Celtic Chili’s – Bennigan’s
Celtic Nation – Sigils of the seven celtic territories are often displayed on t-shirts worn by bored, tasteless white people
Celtic Thunder – The signal that Ragnarak is imminent.
Cittern – basically a four string guitar that sounds like shit
Hippie – The worst thing ever and the death of all culture.
Hornpipe – Sort of like a march played by people with epilepsy.
Irish Bouzouki – basically a Cittern
Irish Music – Whatever you say it is, as long as you’re wearing a flat cap and shitfaced drunk.
Jig – The 17th century version of mosh pit music. For reasons no one knows, there are half a dozen types of jigs.
Folk Music – Mostly harmless, but responsible for every bad thing that ever happened.
Polka – Few realize every stupid culture has polkas.

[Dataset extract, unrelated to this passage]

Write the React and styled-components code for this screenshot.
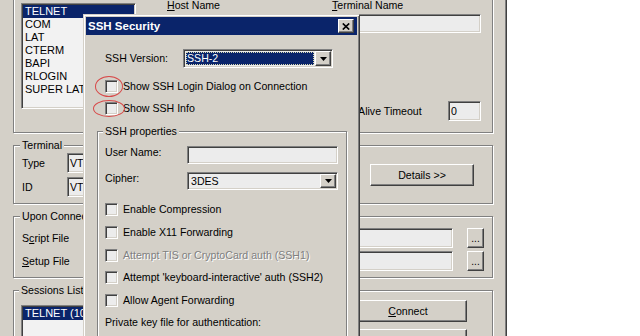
import React from "react";
import styled, { createGlobalStyle, css } from "styled-components";

const FACE = "#d4d0c8";
const SHADOW = "#808080";
const DARK = "#404040";
const NAVY = "#0a246a";
const FIELD = "#ececec";

const sunken = css`
  border: 1px solid;
  border-color: ${SHADOW} #ffffff #ffffff ${SHADOW};
  box-shadow: inset 1px 1px 0 ${DARK}, inset -1px -1px 0 ${FACE};
`;

const raised = css`
  border: 1px solid;
  border-color: #ffffff ${DARK} ${DARK} #ffffff;
  box-shadow: inset -1px -1px 0 ${SHADOW}, inset 1px 1px 0 ${FACE};
`;

const GlobalStyle = createGlobalStyle`
  *, *::before, *::after { box-sizing: border-box; }
  html, body { margin: 0; padding: 0; background: #ffffff; }
  body {
    font-family: "Liberation Sans", Arial, sans-serif;
    font-size: 10.6px;
    line-height: 13px;
    color: #000000;
  }
`;

const Screen = styled.div`
  position: relative;
  width: 640px;
  height: 336px;
  overflow: hidden;
  display: flex;
  background: #ffffff;
`;

const MainWindow = styled.div`
  flex: none;
  width: 507px;
  height: 100%;
  background: ${FACE};
  border-right: 1px solid ${DARK};
  box-shadow: inset -1px 0 0 ${SHADOW};
  padding: 0 13px;
  display: flex;
  flex-direction: column;
  gap: 6px;
`;

const GroupBox = styled.fieldset`
  flex: none;
  margin: ${(p) => p.$mt || 0}px 0 0 0;
  min-width: 0;
  height: ${(p) => p.$h}px;
  padding: ${(p) => p.$pad};
  border: 1px solid ${SHADOW};
  box-shadow: inset 1px 1px 0 #ffffff, 1px 1px 0 #ffffff;
`;

const Legend = styled.legend`
  padding: 0 2px;
  margin-left: -2px;
  line-height: 13px;
  background: ${FACE};
`;

const TopContent = styled.div`
  display: flex;
  align-items: flex-start;
`;

const ListBox = styled.div`
  ${sunken};
  flex: none;
  width: ${(p) => p.$w}px;
  height: ${(p) => p.$h}px;
  margin-top: ${(p) => p.$mt || 0}px;
  padding: 1px;
  background: #f2f2f2;
  overflow: hidden;
`;

const ListItem = styled.div`
  height: 13px;
  line-height: 13px;
  padding-left: 2px;
  white-space: nowrap;
  font-size: 11px;
  background: ${(p) => (p.$selected ? NAVY : "transparent")};
  color: ${(p) => (p.$selected ? "#ffffff" : "#000000")};
`;

const FieldsArea = styled.div`
  margin-left: 29px;
  display: flex;
  flex-direction: column;
`;

const FieldPair = styled.div`
  display: flex;
  gap: 16px;
`;

const LabeledField = styled.div`
  display: flex;
  flex-direction: column;
  gap: 2px;
  width: ${(p) => p.$w}px;
`;

const FieldLabel = styled.span`
  padding-left: 2px;
  white-space: nowrap;
`;

const TextBox = styled.div`
  ${sunken};
  flex: ${(p) => (p.$grow ? "1 1 auto" : "none")};
  width: ${(p) => (p.$w ? `${p.$w}px` : "auto")};
  height: ${(p) => p.$h}px;
  background: ${FIELD};
  padding: 0 2px;
  display: flex;
  align-items: center;
  white-space: nowrap;
  overflow: hidden;
`;

const AliveRow = styled.div`
  margin-top: 68px;
  margin-left: 166px;
  width: 150px;
  display: flex;
  align-items: center;
  justify-content: space-between;
`;

const SplitRow = styled.div`
  display: flex;
  align-items: ${(p) => p.$align || "center"};
  justify-content: space-between;
`;

const FormColumn = styled.div`
  display: flex;
  flex-direction: column;
  gap: ${(p) => p.$gap}px;
`;

const FormRow = styled.div`
  display: flex;
  align-items: center;
`;

const RowLabel = styled.span`
  flex: none;
  width: ${(p) => p.$w}px;
  white-space: nowrap;
`;

const PushButton = styled.div`
  ${raised};
  flex: none;
  width: ${(p) => p.$w}px;
  height: ${(p) => p.$h}px;
  background: ${FACE};
  display: flex;
  align-items: center;
  justify-content: center;
  white-space: nowrap;
`;

const SmallButton = styled.div`
  ${raised};
  flex: none;
  width: 17px;
  height: 20px;
  margin-left: 14px;
  background: ${FACE};
  display: flex;
  align-items: flex-end;
  justify-content: center;
  padding-bottom: 3px;
  font-size: 10px;
  line-height: 10px;
`;

const ButtonColumn = styled.div`
  display: flex;
  flex-direction: column;
  gap: 7px;
`;

const Dialog = styled.div`
  position: absolute;
  left: 83px;
  top: 14px;
  width: 277px;
  height: 340px;
  background: ${FACE};
  border: 1px solid;
  border-color: ${FACE} ${DARK} ${DARK} ${FACE};
  box-shadow: inset 1px 1px 0 #ffffff, inset -1px -1px 0 ${SHADOW};
  padding: 2px;
  display: flex;
  flex-direction: column;
`;

const TitleBar = styled.div`
  flex: none;
  height: 18px;
  background: ${NAVY};
  color: #ffffff;
  display: flex;
  align-items: center;
  justify-content: space-between;
  padding: 0 3px 0 2px;
`;

const TitleText = styled.span`
  font-weight: bold;
  font-size: 11.5px;
`;

const CloseButton = styled.div`
  ${raised};
  width: 16px;
  height: 14px;
  background: ${FACE};
  display: flex;
  align-items: center;
  justify-content: center;
`;

const DialogBody = styled.div`
  flex: 1;
  display: flex;
  flex-direction: column;
  padding: 14px 10px 0 11px;
`;

const VersionRow = styled.div`
  display: flex;
  align-items: center;
  margin-left: 8px;
`;

const Select = styled.div`
  ${sunken};
  flex: none;
  width: ${(p) => p.$w}px;
  height: ${(p) => p.$h}px;
  background: ${FIELD};
  padding: 1px;
  display: flex;
  align-items: stretch;
`;

const SelectValue = styled.div`
  flex: 1;
  margin: ${(p) => (p.$selected ? "1px" : "0")};
  padding-left: ${(p) => (p.$selected ? "1px" : "2px")};
  display: flex;
  align-items: center;
  background: ${(p) => (p.$selected ? NAVY : "transparent")};
  color: ${(p) => (p.$selected ? "#ffffff" : "#000000")};
  outline: ${(p) => (p.$selected ? "1px dotted #d8d8b0" : "none")};
  outline-offset: -1px;
`;

const DropButton = styled.div`
  ${raised};
  flex: none;
  width: 16px;
  background: ${FACE};
  display: flex;
  align-items: center;
  justify-content: center;
`;

const CheckRow = styled.div`
  display: flex;
  align-items: center;
  margin-top: ${(p) => p.$mt}px;
  margin-left: ${(p) => p.$indent || 0}px;
`;

const CheckBox = styled.div`
  ${sunken};
  flex: none;
  width: 13px;
  height: 13px;
  background: ${FIELD};
`;

const CheckLabel = styled.span`
  margin-left: 5px;
  white-space: nowrap;
  color: ${(p) => (p.$disabled ? SHADOW : "#000000")};
  text-shadow: ${(p) => (p.$disabled ? "1px 1px 0 #ffffff" : "none")};
`;

const PropRow = styled.div`
  display: flex;
  align-items: flex-start;
  margin-top: ${(p) => p.$mt || 0}px;
`;

const PropLabel = styled.span`
  flex: none;
  width: 82px;
  white-space: nowrap;
`;

const PlainText = styled.div`
  margin-top: ${(p) => p.$mt}px;
  white-space: nowrap;
`;

const Ellipse = styled.div`
  position: absolute;
  left: ${(p) => p.$x}px;
  top: ${(p) => p.$y}px;
  width: ${(p) => p.$w}px;
  height: ${(p) => p.$h}px;
  border: 1px solid #d84848;
  border-radius: 50%;
  pointer-events: none;
`;

const Arrow = () => (
  <svg width="7" height="4" viewBox="0 0 7 4">
    <polygon points="0,0 7,0 3.5,4" fill="#000" />
  </svg>
);

const CloseGlyph = () => (
  <svg width="8" height="7" viewBox="0 0 8 7">
    <path d="M0.8 0.5 L7.2 6.5 M7.2 0.5 L0.8 6.5" stroke="#000" strokeWidth="1.7" fill="none" />
  </svg>
);

const protocols = ["TELNET", "COM", "LAT", "CTERM", "BAPI", "RLOGIN", "SUPER LAT"];

const sshOptions = [
  { label: "Enable Compression", mt: 13 },
  { label: "Enable X11 Forwarding", mt: 10 },
  { label: "Attempt TIS or CryptoCard auth (SSH1)", mt: 10, disabled: true },
  { label: "Attempt 'keyboard-interactive' auth (SSH2)", mt: 9 },
  { label: "Allow Agent Forwarding", mt: 10 },
];

export default function App() {
  return (
    <>
      <GlobalStyle />
      <Screen>
        <MainWindow>
          <GroupBox $mt={-16} $h={149} $pad="14px 10px 0 7px">
            <TopContent>
              <ListBox $w={115} $h={106} $mt={4}>
                {protocols.map((p, i) => (
                  <ListItem key={p} $selected={i === 0}>
                    {p}
                  </ListItem>
                ))}
              </ListBox>
              <FieldsArea>
                <FieldPair>
                  <LabeledField $w={149}>
                    <FieldLabel>
                      <u>H</u>ost Name
                    </FieldLabel>
                    <TextBox $w={149} $h={19} />
                  </LabeledField>
                  <LabeledField $w={151}>
                    <FieldLabel>
                      <u>T</u>erminal Name
                    </FieldLabel>
                    <TextBox $w={151} $h={19} />
                  </LabeledField>
                </FieldPair>
                <AliveRow>
                  <span>Keep Alive Timeout</span>
                  <TextBox $w={33} $h={20}>0</TextBox>
                </AliveRow>
              </FieldsArea>
            </TopContent>
          </GroupBox>

          <GroupBox $h={65} $pad="1px 18px 0 8px">
            <Legend>Terminal</Legend>
            <SplitRow>
              <FormColumn $gap={4}>
                <FormRow>
                  <RowLabel $w={45}>Type</RowLabel>
                  <TextBox $w={130} $h={20}>VT100</TextBox>
                </FormRow>
                <FormRow>
                  <RowLabel $w={45}>ID</RowLabel>
                  <TextBox $w={130} $h={20}>VT100</TextBox>
                </FormRow>
              </FormColumn>
              <PushButton $w={104} $h={22}>Details &gt;&gt;</PushButton>
            </SplitRow>
          </GroupBox>

          <GroupBox $h={68} $pad="5px 8px 0 8px">
            <Legend>Upon Connection</Legend>
            <FormColumn $gap={3}>
              <FormRow>
                <RowLabel $w={63}>
                  S<u>c</u>ript File
                </RowLabel>
                <TextBox $grow $h={20} />
                <SmallButton>...</SmallButton>
              </FormRow>
              <FormRow>
                <RowLabel $w={63}>
                  <u>S</u>etup File
                </RowLabel>
                <TextBox $grow $h={20} />
                <SmallButton>...</SmallButton>
              </FormRow>
            </FormColumn>
          </GroupBox>

          <GroupBox $h={80} $pad="3px 25px 0 7px">
            <Legend>Sessions List</Legend>
            <SplitRow $align="flex-start">
              <ListBox $w={160} $h={70} $mt={5}>
                <ListItem $selected>TELNET (10.1.1.20)</ListItem>
              </ListBox>
              <ButtonColumn>
                <PushButton $w={118} $h={22}>
                  <span>
                    <u>C</u>onnect
                  </span>
                </PushButton>
                <PushButton $w={118} $h={22}>
                  Disconnect
                </PushButton>
              </ButtonColumn>
            </SplitRow>
          </GroupBox>
        </MainWindow>

        <Dialog>
          <TitleBar>
            <TitleText>SSH Security</TitleText>
            <CloseButton>
              <CloseGlyph />
            </CloseButton>
          </TitleBar>
          <DialogBody>
            <VersionRow>
              <RowLabel $w={78}>SSH Version:</RowLabel>
              <Select $w={150} $h={19}>
                <SelectValue $selected>SSH-2</SelectValue>
                <DropButton>
                  <Arrow />
                </DropButton>
              </Select>
            </VersionRow>
            <CheckRow $mt={12} $indent={8}>
              <CheckBox />
              <CheckLabel>Show SSH Login Dialog on Connection</CheckLabel>
            </CheckRow>
            <CheckRow $mt={9} $indent={8}>
              <CheckBox />
              <CheckLabel>Show SSH Info</CheckLabel>
            </CheckRow>
            <GroupBox $mt={10} $h={230} $pad="8px 8px 0 7px">
              <Legend>SSH properties</Legend>
              <PropRow>
                <PropLabel>User Name:</PropLabel>
                <TextBox $w={151} $h={18} />
              </PropRow>
              <PropRow $mt={8}>
                <PropLabel>Cipher:</PropLabel>
                <Select $w={151} $h={18}>
                  <SelectValue>3DES</SelectValue>
                  <DropButton>
                    <Arrow />
                  </DropButton>
                </Select>
              </PropRow>
              {sshOptions.map((o) => (
                <CheckRow key={o.label} $mt={o.mt}>
                  <CheckBox />
                  <CheckLabel $disabled={o.disabled}>{o.label}</CheckLabel>
                </CheckRow>
              ))}
              <PlainText $mt={9}>Private key file for authentication:</PlainText>
            </GroupBox>
          </DialogBody>
        </Dialog>

        <Ellipse $x={95} $y={76} $w={28} $h={21} />
        <Ellipse $x={93} $y={100} $w={32} $h={17} />
      </Screen>
    </>
  );
}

Even the Irish.
Pogues (The) – The only good Celtic band. Probably because they were mostly British.
Prefab Pub – an actual thing sold on the internet. They build an “authentic” pub in the exact dimension of your strip mall space, box it up and ship it over to the states so you can sell green Coors Light to bros.
Reel – The whitest music ever created.
Scottish Music – An excuse for white people to flirt with cultural pride, often a cover for white supremacist leanings.
Strasthpey – A soul-less type of traditional tune meant to sound like a bagpipe. The question is why.